A combined Future Vertical Lift/Improved Turbine Engine (FVL/ITE) programme office was established last year. The CS1 and CS3 RFIs were released in February and a “surprising number” of responses were received by 7 April, says FVL/ITE programme manager Richard Kretzschmar. He wouldn't confirm which capability set the army will pursue first – CS1 or CS3 – but says that decision will come soon.

Joint Heavy Lift. Karem Aircraft image. FVL, US Ar

Karem's TR75 Joint Heavy Lift proposal

Karem Aircraft

“I’m very encouraged to see the army really, really understanding that they need that big step,” says Karem. “How big the step is; it needs to be between big and huge. We’re on the huge side and big is other people.”

The Army Requirements Oversight Council will gather in the next few months to consider FVL. The army hopes to start a formal analysis of alternatives (AOA) at the turn of the fiscal year, pending a positive “materiel development decision” from the Pentagon’s top acquisition authority in October.

The army’s programme executive officer for aviation, Brig Gen Robert Marion, says a “milestone A” decision that would approve the programme’s entry into a three-year technology maturation and risk-reduction phase is due in early fiscal year 2021, following an extensive JMR-TD flight test programme. Full-scale development of the first air vehicle will begin in approximately 2024 and the first test aircraft should be ready to fly by early 2026, according to the PEO's timeline.
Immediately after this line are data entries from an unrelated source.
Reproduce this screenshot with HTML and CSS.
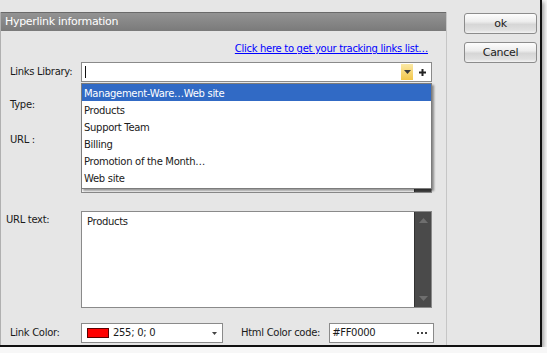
FILE: index.html
```html
<!DOCTYPE html>
<html>
<head>
  <title>Hyperlink information</title>
  <link rel="stylesheet" href="styles.css">
</head>
<body>
  <div class="window">
    <div class="panel">
      <div class="panel-head">Hyperlink information</div>
      <div class="panel-body">
        <div class="link-row"><a href="#">Click here to get your tracking links list…</a></div>

        <div class="row row-lib">
          <label>Links Library:</label>
          <div class="field lib">
            <span class="caret"></span>
            <span class="drop-btn">
              <svg width="7" height="4" viewBox="0 0 7 4"><path d="M0 0H7L3.5 4Z" fill="#3a3a3a"/></svg>
            </span>
            <span class="plus">
              <svg width="7" height="7" viewBox="0 0 7 7"><path d="M3.5 0V7M0 3.5H7" stroke="#222" stroke-width="2"/></svg>
            </span>
          </div>
        </div>

        <div class="row row-type">
          <label>Type:</label>
          <div class="field combo"></div>
        </div>

        <div class="row row-url">
          <label>URL :</label>
          <div class="field box url-box"><div class="scroll"></div></div>
        </div>

        <div class="row row-text">
          <label class="tight">URL text:</label>
          <div class="field box text-box">
            <span class="box-text">Products</span>
            <div class="scroll">
              <svg width="9" height="5" viewBox="0 0 9 5"><path d="M0 5H9L4.5 0Z" fill="#6e6e6e"/></svg>
              <svg width="9" height="5" viewBox="0 0 9 5"><path d="M0 0H9L4.5 5Z" fill="#6e6e6e"/></svg>
            </div>
          </div>
        </div>

        <div class="row row-color">
          <label>Link Color:</label>
          <div class="field color-combo">
            <span class="swatch"></span>
            <span class="color-val">255; 0; 0</span>
            <svg class="arrow" width="5" height="3" viewBox="0 0 5 3"><path d="M0 0H5L2.5 3Z" fill="#444"/></svg>
          </div>
          <label class="code-label">Html Color code:</label>
          <div class="field code">
            <span class="color-val">#FF0000</span>
            <span class="dots"><i></i><i></i><i></i></span>
          </div>
        </div>

        <ul class="menu">
          <li class="active">Management-Ware…Web site</li>
          <li>Products</li>
          <li>Support Team</li>
          <li>Billing</li>
          <li>Promotion of the Month…</li>
          <li>Web site</li>
        </ul>
      </div>
    </div>

    <div class="side">
      <button class="btn">ok</button>
      <button class="btn">Cancel</button>
    </div>
  </div>
</body>
</html>
```

FILE: styles.css
```css
body {
  margin: 0;
  background: #f7f7f7;
  font-family: "DejaVu Sans", sans-serif;
  font-size: 10px;
  letter-spacing: -0.3px;
  color: #1a1a1a;
}

.window {
  width: 540px;
  height: 345px;
  background: #e6e6e6;
  border-right: 2px solid #111;
  border-bottom: 2px solid #111;
  box-shadow: 2px 2px 4px rgba(0, 0, 0, 0.35);
  display: flex;
  overflow: hidden;
}

.panel {
  width: 445px;
  margin-top: 12px;
  border-left: 1px solid #b0b0b0;
  border-right: 1px solid #c6c6c6;
  display: flex;
  flex-direction: column;
}

.panel-head {
  height: 18px;
  line-height: 18px;
  border-top: 1px solid #6a6a6a;
  background: linear-gradient(#939393, #7a7a7a);
  color: #fff;
  font-size: 11px;
  padding-left: 4px;
}

.panel-body {
  position: relative;
  flex: 1;
}

.link-row {
  margin-top: 11px;
  height: 14px;
  line-height: 14px;
  text-align: right;
  padding-right: 18px;
}

.link-row a {
  color: #0000ff;
  text-decoration: underline;
}

.row {
  display: flex;
  align-items: flex-start;
}

.row label {
  width: 71px;
  padding-left: 9px;
  line-height: 20px;
}

.row label.tight {
  width: 75px;
  padding-left: 5px;
}

.field {
  width: 349px;
  height: 18px;
  background: #fff;
  border: 1px solid #8a8a8a;
  position: relative;
}

.row-lib { margin-top: 6px; }
.row-type { margin-top: 12px; }
.row-url { margin-top: 13px; }
.row-text { margin-top: 18px; }
.row-color { margin-top: 15px; }

.row-type label { line-height: 20px; padding-top: 1px; }
.row-url label { line-height: 14px; padding-top: 5px; }
.row-text label { line-height: 14px; padding-top: 2px; }

.lib {
  display: flex;
  align-items: center;
}

.caret {
  width: 1px;
  height: 12px;
  background: #111;
  margin-left: 3px;
}

.drop-btn {
  margin-left: auto;
  width: 12px;
  height: 16px;
  background: linear-gradient(#fbe9a6, #f3c64a);
  display: flex;
  align-items: center;
  justify-content: center;
}

.plus {
  width: 18px;
  display: flex;
  justify-content: center;
}

.url-box { height: 63px; }
.text-box { height: 95px; }

.box-text {
  display: block;
  padding: 4px 0 0 5px;
}

.scroll {
  position: absolute;
  right: 0;
  top: 0;
  bottom: 0;
  width: 17px;
  background: #4a4a4a;
  border-left: 1px solid #333;
  display: flex;
  flex-direction: column;
  align-items: center;
  justify-content: space-between;
  padding: 6px 0;
  box-sizing: border-box;
}

.color-combo {
  width: 140px;
  display: flex;
  align-items: center;
}

.swatch {
  width: 20px;
  height: 8px;
  background: #ff0000;
  border: 1px solid #5a0000;
  margin-left: 5px;
}

.color-val {
  margin-left: 4px;
  line-height: 18px;
}

.arrow {
  margin-left: auto;
  margin-right: 5px;
}

.row label.code-label {
  width: auto;
  padding-left: 0;
  margin-left: 18px;
  margin-right: 9px;
}

.code {
  width: 103px;
  display: flex;
  align-items: center;
}

.code .color-val { margin-left: 2px; }

.dots {
  margin-left: auto;
  margin-right: 6px;
  display: flex;
  gap: 2px;
}

.dots i {
  width: 2px;
  height: 2px;
  background: #444;
}

.menu {
  position: absolute;
  top: 52px;
  left: 80px;
  width: 349px;
  margin: 0;
  padding: 0 0 2px;
  list-style: none;
  background: #fff;
  border: 1px solid #7c7c7c;
  box-shadow: 2px 2px 2px rgba(0, 0, 0, 0.4);
}

.menu li {
  height: 16px;
  line-height: 17px;
  padding: 1px 0 0 2px;
}

.menu li.active {
  background: #316ac5;
  color: #fff;
}

.side {
  display: flex;
  flex-direction: column;
  gap: 8px;
  padding: 13px 0 0 17px;
}

.btn {
  width: 73px;
  height: 21px;
  border: 1px solid #8c8c8c;
  border-radius: 3px;
  background: linear-gradient(#fdfdfd, #ededed 40%, #d6d6d6 55%, #e0e0e0 85%, #f3f3f3);
  font-family: "DejaVu Sans", sans-serif;
  font-size: 11px;
  letter-spacing: -0.3px;
  color: #222;
  padding: 0;
}
```
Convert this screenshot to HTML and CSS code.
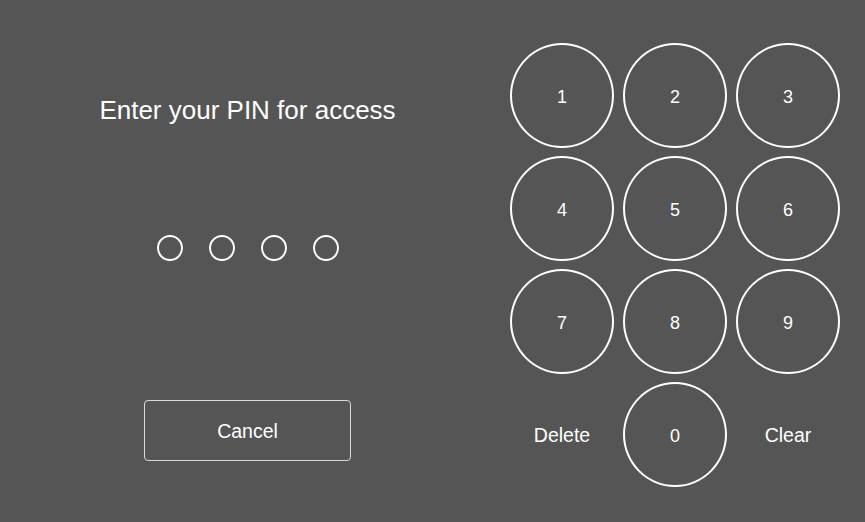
FILE: index.html
```html
<!DOCTYPE html>
<html>
<head>
<meta charset="utf-8">
<link rel="stylesheet" href="styles.css">
</head>
<body>
<div class="screen">
  <div class="left">
    <h1 class="title">Enter your PIN for access</h1>
    <div class="dots">
      <span class="dot"></span><span class="dot"></span><span class="dot"></span><span class="dot"></span>
    </div>
    <button class="cancel">Cancel</button>
  </div>
  <div class="keypad">
    <div class="key">1</div>
    <div class="key">2</div>
    <div class="key">3</div>
    <div class="key">4</div>
    <div class="key">5</div>
    <div class="key">6</div>
    <div class="key">7</div>
    <div class="key">8</div>
    <div class="key">9</div>
    <div class="action">Delete</div>
    <div class="key">0</div>
    <div class="action">Clear</div>
  </div>
</div>
</body>
</html>
```
FILE: styles.css
```css
html, body {
  margin: 0;
  padding: 0;
  background: #555555;
}
body {
  width: 865px;
  height: 522px;
  overflow: hidden;
  font-family: "Liberation Sans", Arial, sans-serif;
  color: #ffffff;
}
.screen {
  display: flex;
  height: 522px;
}
.left {
  width: 495px;
  display: flex;
  flex-direction: column;
  align-items: center;
}
.title {
  margin: 95px 0 0 0;
  font-size: 26px;
  font-weight: normal;
  line-height: 30px;
}
.dots {
  display: flex;
  gap: 26px;
  margin-top: 110px;
}
.dot {
  width: 22px;
  height: 22px;
  border: 2px solid #ffffff;
  border-radius: 50%;
}
.cancel {
  margin-top: 139px;
  width: 207px;
  height: 61px;
  background: transparent;
  border: 1px solid #d8d8d8;
  border-radius: 4px;
  color: #ffffff;
  font-family: "Liberation Sans", Arial, sans-serif;
  font-size: 19.5px;
  padding: 1px 0 0 0;
}
.keypad {
  margin-left: 15px;
  margin-top: 43px;
  display: grid;
  grid-template-columns: repeat(3, 104px);
  grid-auto-rows: 105px;
  gap: 8px 9px;
  align-content: start;
}
.key {
  box-sizing: border-box;
  border: 2px solid #ffffff;
  border-radius: 50%;
  display: flex;
  align-items: center;
  justify-content: center;
  font-size: 18px;
  padding-top: 3px;
}
.action {
  display: flex;
  align-items: center;
  justify-content: center;
  font-size: 19.5px;
  padding-top: 1px;
}
```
“It is very clear that the army and the nation need the kind of capability that FVL represents,” says Tenney. "We’re a [Continental United States]-based force primarily. We’ve got to deploy our forces to the theatre of operation and we don’t have a lot of forward-based forces anymore.

“You’ve got to have a vertical lift fleet that supports the land force, that can be globally self-deployable and can have the ranges, speeds and performance that FVL represents.”